Other reasons why an ISP might reject email delivery attempts include:
- You’re sending emails so fast that the receiving server thinks you’re sending spam.
- You haven’t scrubbed your list, and therefore your email database contains inactive or non-existent addresses.
- Some of the email recipients have started marking your emails as spam or are reporting abuse complaints. In this case, the ISP may temporarily reject delivery attempts to see how the other recipients respond.
- You’re sending too many emails on a new IP that’s yet to build a good reputation.
- The recipient’s inbox is full.
- The ISP servers don’t have open ports to receive more emails.
How Does Email Throttling Affect Email Marketing?
Email throttling can impact your email marketing efforts in numerous ways.
First off, a high email throttling rate destroys your sender reputation, resulting in poor email deliverability and, ultimately, unsuccessful email marketing.
You should improve deliverability because email marketing has the highest return on investment than other digital channels. Every dollar you spend on email marketing earns you $42 in return. Plus, 85% of marketers deem email as the most effective customer acquisition tactic.
You also don’t want to dent your domain and IP reputation, especially in an era where marketers compete to earn a place in the subscriber’s inbox. With people sending over 306 billion emails every day, a low reputation score would mean losing your edge over competitors.
A low sender score may cause ISPs to divert emails to the recipients’ spam folders or fail to deliver them all together. And remember that for email marketing to be successful, you need high subscriber engagement. When your email lands in the spam folder, you’ll have low click-throughs, open rates, and time spent viewing, rendering your email campaigns ineffective.

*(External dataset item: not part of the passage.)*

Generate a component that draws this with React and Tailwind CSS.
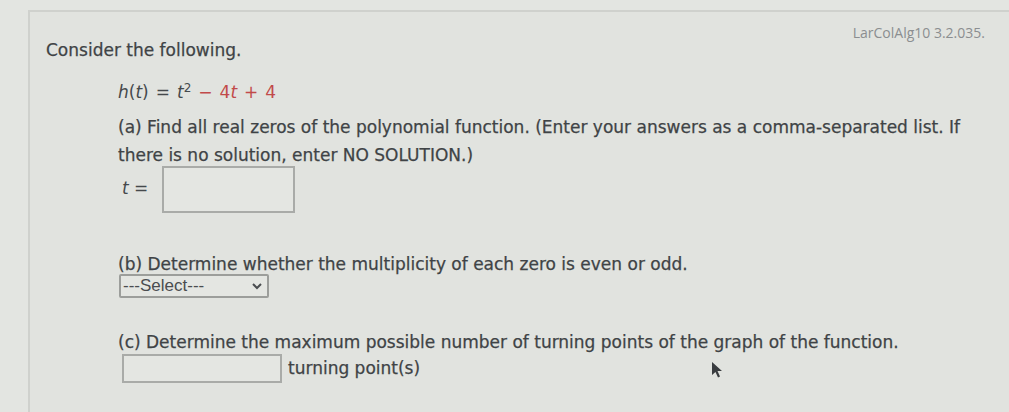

How to Prevent Email Throttling
It’s essential to take remedial actions to avert future email throttling to maintain a strong sender score. Here are a few things you can do to get around the throttling issue:
Warm Up Your New IP
Like all relationships, it takes time to build trust, and forging a solid sender reputation is no different. If you’re sending emails over a new IP or domain, don’t send too much too quickly.

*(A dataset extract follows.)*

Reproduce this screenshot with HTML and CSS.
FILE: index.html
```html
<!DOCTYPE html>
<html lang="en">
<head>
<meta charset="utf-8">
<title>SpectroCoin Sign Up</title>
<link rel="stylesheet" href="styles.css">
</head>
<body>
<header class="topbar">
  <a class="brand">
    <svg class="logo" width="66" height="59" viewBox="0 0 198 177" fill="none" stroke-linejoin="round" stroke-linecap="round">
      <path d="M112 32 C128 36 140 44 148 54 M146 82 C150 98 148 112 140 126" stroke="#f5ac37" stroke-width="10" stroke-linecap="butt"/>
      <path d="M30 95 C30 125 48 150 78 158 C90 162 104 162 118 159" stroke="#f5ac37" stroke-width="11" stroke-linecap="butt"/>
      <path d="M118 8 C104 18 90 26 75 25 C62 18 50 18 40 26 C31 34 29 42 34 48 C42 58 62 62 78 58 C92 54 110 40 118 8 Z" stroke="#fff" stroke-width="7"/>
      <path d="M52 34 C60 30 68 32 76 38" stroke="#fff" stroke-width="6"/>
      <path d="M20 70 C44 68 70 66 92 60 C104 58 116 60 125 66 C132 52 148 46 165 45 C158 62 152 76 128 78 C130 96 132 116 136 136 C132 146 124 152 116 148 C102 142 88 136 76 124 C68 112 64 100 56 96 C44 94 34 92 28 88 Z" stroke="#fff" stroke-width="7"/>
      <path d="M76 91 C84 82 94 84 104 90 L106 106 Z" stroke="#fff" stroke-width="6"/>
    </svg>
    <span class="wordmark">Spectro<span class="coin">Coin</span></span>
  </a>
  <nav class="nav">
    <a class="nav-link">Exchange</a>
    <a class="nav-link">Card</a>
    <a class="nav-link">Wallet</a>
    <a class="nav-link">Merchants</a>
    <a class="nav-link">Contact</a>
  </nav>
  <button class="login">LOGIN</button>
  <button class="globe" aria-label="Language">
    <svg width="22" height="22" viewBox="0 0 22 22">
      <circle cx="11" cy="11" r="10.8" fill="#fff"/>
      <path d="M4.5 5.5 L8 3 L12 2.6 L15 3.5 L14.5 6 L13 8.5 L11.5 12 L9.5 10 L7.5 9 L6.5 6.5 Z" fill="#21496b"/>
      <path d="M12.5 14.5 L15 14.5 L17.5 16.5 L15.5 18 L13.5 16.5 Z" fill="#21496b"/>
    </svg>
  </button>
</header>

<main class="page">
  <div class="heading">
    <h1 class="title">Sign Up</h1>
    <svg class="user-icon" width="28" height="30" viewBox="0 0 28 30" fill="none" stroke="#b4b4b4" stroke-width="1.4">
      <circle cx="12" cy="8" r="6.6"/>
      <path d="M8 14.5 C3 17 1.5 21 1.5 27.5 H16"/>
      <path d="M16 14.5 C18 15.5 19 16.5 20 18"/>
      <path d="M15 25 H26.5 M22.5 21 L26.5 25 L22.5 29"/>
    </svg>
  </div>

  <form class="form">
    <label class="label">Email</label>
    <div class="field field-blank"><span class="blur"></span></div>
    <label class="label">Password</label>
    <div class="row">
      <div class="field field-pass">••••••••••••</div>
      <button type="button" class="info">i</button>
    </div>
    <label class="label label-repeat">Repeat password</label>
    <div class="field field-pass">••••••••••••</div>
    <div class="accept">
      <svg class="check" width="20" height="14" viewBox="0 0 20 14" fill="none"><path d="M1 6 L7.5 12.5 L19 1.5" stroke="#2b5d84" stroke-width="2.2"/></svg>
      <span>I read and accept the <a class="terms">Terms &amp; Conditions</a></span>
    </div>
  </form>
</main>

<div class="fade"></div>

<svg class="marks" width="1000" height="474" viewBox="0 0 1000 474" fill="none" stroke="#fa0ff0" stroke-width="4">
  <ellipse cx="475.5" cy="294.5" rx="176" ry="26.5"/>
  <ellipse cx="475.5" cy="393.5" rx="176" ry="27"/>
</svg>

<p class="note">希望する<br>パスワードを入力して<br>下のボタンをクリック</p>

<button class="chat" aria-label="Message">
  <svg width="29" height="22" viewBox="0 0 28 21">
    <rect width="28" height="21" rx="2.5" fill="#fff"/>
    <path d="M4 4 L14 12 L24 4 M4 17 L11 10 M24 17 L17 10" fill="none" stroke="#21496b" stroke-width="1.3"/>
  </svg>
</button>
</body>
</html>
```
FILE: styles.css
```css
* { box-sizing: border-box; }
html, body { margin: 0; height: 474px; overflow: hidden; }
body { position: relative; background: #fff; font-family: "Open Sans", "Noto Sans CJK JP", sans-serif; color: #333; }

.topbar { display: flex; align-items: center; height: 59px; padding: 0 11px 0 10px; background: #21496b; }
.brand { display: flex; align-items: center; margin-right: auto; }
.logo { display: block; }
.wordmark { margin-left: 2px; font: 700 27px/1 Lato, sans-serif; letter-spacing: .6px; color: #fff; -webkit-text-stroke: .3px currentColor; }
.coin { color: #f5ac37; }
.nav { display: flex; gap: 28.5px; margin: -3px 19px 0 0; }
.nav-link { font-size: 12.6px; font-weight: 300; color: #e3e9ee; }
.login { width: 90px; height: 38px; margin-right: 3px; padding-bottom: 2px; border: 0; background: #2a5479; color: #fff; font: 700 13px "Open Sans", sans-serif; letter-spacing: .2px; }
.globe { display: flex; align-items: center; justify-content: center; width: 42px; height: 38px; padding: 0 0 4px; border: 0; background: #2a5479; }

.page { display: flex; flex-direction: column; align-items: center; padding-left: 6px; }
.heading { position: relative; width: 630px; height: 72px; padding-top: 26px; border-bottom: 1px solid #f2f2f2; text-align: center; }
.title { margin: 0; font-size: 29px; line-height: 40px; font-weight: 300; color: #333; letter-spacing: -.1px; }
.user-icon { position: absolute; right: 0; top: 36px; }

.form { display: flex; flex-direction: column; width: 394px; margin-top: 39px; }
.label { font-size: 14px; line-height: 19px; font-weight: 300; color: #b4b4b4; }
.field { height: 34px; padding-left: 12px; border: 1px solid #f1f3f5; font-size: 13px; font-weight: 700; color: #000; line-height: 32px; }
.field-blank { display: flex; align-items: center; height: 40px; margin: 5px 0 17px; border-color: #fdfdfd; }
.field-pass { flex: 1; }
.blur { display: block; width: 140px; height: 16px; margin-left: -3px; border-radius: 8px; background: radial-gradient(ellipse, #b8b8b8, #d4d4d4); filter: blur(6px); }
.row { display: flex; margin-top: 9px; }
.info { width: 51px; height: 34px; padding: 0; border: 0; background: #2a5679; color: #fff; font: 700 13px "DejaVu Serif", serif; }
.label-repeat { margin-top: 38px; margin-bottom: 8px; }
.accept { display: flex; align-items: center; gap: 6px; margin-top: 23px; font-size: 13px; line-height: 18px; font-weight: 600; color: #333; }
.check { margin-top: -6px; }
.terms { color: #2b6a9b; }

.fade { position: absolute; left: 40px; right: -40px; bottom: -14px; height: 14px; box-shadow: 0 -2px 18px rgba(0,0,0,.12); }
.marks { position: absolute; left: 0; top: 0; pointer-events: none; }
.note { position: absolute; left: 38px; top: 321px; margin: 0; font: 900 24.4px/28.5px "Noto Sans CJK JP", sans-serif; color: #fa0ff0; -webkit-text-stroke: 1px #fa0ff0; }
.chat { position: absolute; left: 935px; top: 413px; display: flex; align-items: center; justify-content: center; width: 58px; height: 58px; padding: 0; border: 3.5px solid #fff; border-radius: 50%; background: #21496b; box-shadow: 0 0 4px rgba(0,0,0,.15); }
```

You need to warm up the IP. Simply put, send a small number of emails over a period of time. The rule of thumb is to take it slow and steady in the first 30 days to establish your reputation identity. Once you develop good sending habits, you can gradually increase the volume as your campaigns call for.
Segment Your Email Traffic
In line with warming up your IP, consider separating your marketing and transactional email traffic. Doing so enables you to build and maintain the traffic from each list independently.
Clean Your Email Databases
Besides that, remove all inactive, non-existing emails and unsubscribes from your list to keep your database clean. A clean and active email database means reduced bouncebacks and, hence, improved email deliverability.
Use An Email Automation Tool
Make life easier by using an automation tool that sets daily sending limits for you. Raul Galera from ReferralCandy makes sure to do this when sending automated cold email campaigns. He also sets a delay between messages so they’re not all sent during a short timeframe.
When it comes to email throttling concerns, Benchmark Email has you covered. We’re committed to providing the best sending practices, and our support team makes this process effortless by controlling our users’ sending for the first few email campaigns. After a couple of days (up to two weeks), throttling is lifted from our users’ accounts, and regular sending begins. The first few restricted sends are used for building up the Domain and IP reputation.
Let’s say a client upgrades to a High Volume Sending Plan. There will be new dedicated IP(s) assigned to the account that is designated to ensure email deliverability is independent of any other Benchmark Email account.
Strive to Build Good Reputation
Email throttling is a headwind to successful deliverability and a hurdle to effective email marketing. If you want your emails to land in a subscriber’s inbox (not a spam folder), you should follow best practices to sidestep all throttling issues. Doing so improves email deliverability, giving your marketing campaigns the ability to soar.